Objective: Report every line in the listing below where the string "this" shows up.

Begin Data for the task

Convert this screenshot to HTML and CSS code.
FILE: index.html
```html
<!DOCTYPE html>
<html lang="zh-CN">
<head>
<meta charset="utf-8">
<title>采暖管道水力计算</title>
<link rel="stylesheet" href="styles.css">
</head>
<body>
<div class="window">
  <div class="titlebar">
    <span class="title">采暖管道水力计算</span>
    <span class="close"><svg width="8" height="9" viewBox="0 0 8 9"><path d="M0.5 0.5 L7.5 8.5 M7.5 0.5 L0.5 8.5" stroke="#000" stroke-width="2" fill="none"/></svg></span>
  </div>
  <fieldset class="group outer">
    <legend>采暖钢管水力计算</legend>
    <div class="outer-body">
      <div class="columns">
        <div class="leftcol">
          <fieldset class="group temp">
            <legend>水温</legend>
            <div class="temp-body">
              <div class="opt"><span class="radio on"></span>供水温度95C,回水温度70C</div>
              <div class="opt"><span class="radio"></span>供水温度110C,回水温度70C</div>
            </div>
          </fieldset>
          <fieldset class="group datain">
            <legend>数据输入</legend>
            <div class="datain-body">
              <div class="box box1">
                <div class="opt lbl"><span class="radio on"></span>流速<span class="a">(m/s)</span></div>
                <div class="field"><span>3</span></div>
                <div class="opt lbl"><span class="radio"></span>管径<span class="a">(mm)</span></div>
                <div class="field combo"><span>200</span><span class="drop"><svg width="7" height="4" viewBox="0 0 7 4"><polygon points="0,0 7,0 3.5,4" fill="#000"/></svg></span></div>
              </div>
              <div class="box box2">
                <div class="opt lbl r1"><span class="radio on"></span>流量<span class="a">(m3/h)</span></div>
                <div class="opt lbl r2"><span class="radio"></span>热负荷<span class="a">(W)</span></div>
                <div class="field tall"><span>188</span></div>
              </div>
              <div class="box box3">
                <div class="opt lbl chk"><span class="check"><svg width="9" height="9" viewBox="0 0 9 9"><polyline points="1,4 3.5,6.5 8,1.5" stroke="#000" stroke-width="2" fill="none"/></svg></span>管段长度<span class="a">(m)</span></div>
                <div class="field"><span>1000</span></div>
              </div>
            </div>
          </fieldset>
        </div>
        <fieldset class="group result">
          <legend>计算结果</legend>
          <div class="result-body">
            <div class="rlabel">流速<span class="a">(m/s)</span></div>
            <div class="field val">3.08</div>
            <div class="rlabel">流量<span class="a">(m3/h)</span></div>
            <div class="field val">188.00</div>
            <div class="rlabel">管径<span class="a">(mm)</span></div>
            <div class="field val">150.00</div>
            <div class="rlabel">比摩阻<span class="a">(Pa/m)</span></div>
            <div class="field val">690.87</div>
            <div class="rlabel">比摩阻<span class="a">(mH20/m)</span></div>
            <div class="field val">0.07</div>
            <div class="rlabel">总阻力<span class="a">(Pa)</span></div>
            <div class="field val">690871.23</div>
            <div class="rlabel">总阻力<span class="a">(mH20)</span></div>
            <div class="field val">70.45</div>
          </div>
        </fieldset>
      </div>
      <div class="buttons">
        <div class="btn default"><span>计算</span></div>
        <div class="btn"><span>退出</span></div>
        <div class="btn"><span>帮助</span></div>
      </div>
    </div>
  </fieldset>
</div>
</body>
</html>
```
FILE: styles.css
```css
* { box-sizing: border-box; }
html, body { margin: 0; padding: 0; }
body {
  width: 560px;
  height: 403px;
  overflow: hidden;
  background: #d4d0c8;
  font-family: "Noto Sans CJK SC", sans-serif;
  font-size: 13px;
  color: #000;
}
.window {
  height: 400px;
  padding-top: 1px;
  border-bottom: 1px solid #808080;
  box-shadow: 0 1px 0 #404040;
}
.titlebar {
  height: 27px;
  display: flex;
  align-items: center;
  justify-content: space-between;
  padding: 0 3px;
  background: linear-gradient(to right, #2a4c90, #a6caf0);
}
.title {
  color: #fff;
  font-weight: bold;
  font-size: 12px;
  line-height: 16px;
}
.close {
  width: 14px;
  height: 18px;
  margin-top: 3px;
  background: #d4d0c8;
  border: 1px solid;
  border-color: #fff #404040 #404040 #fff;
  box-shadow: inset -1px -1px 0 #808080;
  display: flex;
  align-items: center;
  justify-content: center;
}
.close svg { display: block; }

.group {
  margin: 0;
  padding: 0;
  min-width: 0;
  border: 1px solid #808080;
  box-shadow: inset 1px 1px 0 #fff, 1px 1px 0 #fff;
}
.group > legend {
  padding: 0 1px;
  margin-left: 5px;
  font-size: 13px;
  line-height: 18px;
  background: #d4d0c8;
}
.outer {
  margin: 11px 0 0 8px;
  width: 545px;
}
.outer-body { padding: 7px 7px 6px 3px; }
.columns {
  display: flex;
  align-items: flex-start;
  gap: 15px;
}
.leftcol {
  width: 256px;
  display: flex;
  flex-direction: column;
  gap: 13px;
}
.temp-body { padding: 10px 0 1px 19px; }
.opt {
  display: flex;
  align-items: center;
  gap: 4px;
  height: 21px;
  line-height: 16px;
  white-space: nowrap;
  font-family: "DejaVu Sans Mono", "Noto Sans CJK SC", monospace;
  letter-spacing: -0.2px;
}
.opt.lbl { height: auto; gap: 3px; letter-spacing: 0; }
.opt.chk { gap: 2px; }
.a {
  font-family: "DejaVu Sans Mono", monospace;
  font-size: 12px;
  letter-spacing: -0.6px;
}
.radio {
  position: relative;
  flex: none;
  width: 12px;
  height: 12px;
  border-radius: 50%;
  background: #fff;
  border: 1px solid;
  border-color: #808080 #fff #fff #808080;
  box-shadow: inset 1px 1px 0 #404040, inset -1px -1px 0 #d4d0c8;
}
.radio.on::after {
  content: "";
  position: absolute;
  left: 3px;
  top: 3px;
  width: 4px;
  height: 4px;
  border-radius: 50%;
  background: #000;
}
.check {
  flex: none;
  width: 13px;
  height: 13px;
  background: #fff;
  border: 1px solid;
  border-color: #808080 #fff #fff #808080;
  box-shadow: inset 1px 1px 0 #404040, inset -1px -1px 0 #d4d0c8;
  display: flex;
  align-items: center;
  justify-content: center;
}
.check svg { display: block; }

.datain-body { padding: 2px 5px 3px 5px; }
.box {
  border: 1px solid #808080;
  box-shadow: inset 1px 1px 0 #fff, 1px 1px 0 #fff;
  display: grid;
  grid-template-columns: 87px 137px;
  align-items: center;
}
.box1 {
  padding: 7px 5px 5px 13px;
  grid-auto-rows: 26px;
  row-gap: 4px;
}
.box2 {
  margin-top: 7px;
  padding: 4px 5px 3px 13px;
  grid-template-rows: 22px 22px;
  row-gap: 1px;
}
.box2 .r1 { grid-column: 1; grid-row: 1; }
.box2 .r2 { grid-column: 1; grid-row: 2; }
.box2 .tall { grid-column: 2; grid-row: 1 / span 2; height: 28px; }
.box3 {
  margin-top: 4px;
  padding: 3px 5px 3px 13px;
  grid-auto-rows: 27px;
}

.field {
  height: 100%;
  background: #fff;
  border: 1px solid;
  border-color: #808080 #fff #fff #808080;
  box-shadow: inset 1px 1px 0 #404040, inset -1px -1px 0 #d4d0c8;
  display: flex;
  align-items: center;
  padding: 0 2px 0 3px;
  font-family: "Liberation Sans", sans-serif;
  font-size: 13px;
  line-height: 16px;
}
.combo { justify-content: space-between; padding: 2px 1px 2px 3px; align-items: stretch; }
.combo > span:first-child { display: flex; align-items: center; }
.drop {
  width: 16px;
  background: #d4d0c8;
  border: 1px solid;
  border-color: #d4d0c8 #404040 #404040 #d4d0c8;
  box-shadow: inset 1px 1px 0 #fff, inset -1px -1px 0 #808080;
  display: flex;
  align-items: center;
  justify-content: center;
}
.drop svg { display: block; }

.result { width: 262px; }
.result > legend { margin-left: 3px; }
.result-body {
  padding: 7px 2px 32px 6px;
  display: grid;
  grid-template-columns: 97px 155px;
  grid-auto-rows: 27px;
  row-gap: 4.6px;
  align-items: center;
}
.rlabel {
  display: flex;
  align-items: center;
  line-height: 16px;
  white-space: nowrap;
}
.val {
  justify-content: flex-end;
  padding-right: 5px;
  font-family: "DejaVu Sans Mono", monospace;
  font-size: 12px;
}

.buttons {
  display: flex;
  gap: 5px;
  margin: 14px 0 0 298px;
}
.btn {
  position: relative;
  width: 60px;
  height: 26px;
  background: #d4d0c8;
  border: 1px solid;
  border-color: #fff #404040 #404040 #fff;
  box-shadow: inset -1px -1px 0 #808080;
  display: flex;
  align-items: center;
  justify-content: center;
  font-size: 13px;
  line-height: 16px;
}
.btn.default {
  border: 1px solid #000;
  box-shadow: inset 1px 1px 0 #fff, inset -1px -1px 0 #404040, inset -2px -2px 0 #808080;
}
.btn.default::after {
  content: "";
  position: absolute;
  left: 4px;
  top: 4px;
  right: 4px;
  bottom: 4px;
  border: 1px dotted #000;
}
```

End Data for the task
Begin Data for the task

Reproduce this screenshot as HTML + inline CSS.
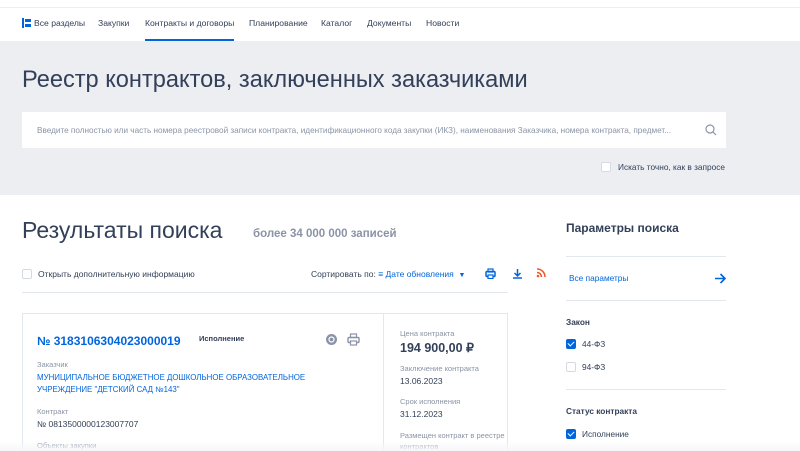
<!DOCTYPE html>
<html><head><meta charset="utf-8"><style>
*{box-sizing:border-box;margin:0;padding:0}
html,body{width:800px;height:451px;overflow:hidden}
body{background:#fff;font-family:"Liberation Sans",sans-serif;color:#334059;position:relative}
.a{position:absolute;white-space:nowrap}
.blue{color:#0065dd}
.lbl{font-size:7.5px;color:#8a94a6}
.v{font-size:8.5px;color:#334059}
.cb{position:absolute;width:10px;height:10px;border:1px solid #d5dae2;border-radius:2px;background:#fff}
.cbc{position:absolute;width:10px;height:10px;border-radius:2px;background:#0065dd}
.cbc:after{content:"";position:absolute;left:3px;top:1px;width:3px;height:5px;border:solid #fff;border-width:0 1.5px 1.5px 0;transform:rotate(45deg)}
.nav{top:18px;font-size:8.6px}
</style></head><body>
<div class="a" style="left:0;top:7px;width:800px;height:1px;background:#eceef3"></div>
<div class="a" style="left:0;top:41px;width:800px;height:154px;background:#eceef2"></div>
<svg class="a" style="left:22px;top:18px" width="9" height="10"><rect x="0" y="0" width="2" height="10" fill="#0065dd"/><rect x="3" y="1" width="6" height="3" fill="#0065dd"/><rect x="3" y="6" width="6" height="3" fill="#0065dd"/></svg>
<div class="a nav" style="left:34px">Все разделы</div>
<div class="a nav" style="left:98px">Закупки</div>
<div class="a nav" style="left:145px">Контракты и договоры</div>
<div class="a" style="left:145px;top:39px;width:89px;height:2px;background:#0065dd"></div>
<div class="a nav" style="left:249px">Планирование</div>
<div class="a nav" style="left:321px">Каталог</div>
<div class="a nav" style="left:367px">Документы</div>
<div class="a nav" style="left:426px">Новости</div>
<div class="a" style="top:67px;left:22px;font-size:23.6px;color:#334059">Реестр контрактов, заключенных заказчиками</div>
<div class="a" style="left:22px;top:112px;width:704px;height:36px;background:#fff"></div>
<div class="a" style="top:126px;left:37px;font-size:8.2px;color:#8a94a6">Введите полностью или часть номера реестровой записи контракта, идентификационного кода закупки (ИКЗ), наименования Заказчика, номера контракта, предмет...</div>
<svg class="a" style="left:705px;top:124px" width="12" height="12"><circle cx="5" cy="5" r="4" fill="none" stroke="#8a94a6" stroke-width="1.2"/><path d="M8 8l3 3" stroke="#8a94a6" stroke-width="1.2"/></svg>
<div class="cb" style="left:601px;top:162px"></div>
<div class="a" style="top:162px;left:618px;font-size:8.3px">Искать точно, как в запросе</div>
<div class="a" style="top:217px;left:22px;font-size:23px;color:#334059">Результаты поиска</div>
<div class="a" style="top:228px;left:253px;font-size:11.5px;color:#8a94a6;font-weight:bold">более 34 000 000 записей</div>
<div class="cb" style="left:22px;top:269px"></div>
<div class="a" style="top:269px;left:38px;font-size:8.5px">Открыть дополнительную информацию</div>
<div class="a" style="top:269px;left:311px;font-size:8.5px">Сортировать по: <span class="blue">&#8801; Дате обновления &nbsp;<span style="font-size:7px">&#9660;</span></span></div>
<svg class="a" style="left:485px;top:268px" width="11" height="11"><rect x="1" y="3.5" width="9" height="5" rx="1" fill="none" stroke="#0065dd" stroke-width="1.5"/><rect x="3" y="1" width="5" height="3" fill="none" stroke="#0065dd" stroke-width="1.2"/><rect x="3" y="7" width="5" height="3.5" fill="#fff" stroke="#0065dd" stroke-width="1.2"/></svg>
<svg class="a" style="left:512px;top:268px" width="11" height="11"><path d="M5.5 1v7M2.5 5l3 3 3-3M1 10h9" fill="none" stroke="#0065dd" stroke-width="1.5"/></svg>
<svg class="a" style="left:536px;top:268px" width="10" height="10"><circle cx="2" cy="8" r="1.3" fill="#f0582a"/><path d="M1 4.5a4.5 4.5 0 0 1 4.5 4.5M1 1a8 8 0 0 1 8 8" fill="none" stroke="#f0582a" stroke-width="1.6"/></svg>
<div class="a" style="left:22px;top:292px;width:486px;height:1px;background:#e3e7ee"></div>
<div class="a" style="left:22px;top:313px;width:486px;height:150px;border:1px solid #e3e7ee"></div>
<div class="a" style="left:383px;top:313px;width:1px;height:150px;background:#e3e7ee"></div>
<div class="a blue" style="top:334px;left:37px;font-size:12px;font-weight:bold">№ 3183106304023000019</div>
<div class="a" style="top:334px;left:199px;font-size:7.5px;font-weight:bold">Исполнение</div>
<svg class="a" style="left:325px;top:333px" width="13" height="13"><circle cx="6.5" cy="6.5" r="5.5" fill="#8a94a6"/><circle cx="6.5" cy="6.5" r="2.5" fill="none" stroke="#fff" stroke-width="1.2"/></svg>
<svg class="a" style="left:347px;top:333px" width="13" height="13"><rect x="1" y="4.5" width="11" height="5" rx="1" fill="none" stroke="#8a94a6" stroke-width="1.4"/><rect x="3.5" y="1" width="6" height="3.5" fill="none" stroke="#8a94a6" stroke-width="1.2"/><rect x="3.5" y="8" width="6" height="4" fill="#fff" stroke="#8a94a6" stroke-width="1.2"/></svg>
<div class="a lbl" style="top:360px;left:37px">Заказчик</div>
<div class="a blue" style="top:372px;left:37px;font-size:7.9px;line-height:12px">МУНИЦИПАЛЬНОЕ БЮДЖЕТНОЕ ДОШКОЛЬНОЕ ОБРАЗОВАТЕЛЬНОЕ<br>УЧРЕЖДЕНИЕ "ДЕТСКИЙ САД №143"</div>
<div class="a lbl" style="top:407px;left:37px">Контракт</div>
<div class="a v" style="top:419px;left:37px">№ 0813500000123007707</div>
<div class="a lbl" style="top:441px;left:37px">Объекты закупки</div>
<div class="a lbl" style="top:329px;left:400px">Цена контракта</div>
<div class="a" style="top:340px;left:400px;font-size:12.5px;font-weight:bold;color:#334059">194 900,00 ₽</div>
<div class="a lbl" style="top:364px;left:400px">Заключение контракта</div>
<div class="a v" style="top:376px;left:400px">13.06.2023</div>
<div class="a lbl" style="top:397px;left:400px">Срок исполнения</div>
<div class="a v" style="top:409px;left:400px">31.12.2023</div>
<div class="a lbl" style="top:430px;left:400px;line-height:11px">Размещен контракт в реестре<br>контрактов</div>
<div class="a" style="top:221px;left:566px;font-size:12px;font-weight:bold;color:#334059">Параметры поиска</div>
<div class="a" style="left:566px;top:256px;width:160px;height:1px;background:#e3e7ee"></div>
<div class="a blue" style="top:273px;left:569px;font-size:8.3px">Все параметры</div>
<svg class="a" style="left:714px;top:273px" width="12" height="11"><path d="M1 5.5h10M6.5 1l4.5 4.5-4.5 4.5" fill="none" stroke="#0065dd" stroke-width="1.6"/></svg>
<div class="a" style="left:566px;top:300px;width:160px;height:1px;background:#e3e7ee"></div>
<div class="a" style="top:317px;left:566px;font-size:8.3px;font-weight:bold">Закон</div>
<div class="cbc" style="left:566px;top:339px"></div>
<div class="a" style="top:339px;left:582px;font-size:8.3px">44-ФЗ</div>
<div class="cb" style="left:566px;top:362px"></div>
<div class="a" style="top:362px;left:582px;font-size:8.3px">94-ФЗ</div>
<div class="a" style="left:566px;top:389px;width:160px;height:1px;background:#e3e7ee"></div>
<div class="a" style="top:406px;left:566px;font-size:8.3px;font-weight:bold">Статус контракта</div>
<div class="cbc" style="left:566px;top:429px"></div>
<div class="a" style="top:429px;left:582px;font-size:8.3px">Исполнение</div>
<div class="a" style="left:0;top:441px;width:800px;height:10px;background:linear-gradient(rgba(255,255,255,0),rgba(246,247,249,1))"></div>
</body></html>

End Data for the task

Written reply:
Convert this screenshot to HTML and CSS code.
Reproduce this screenshot as HTML + inline CSS.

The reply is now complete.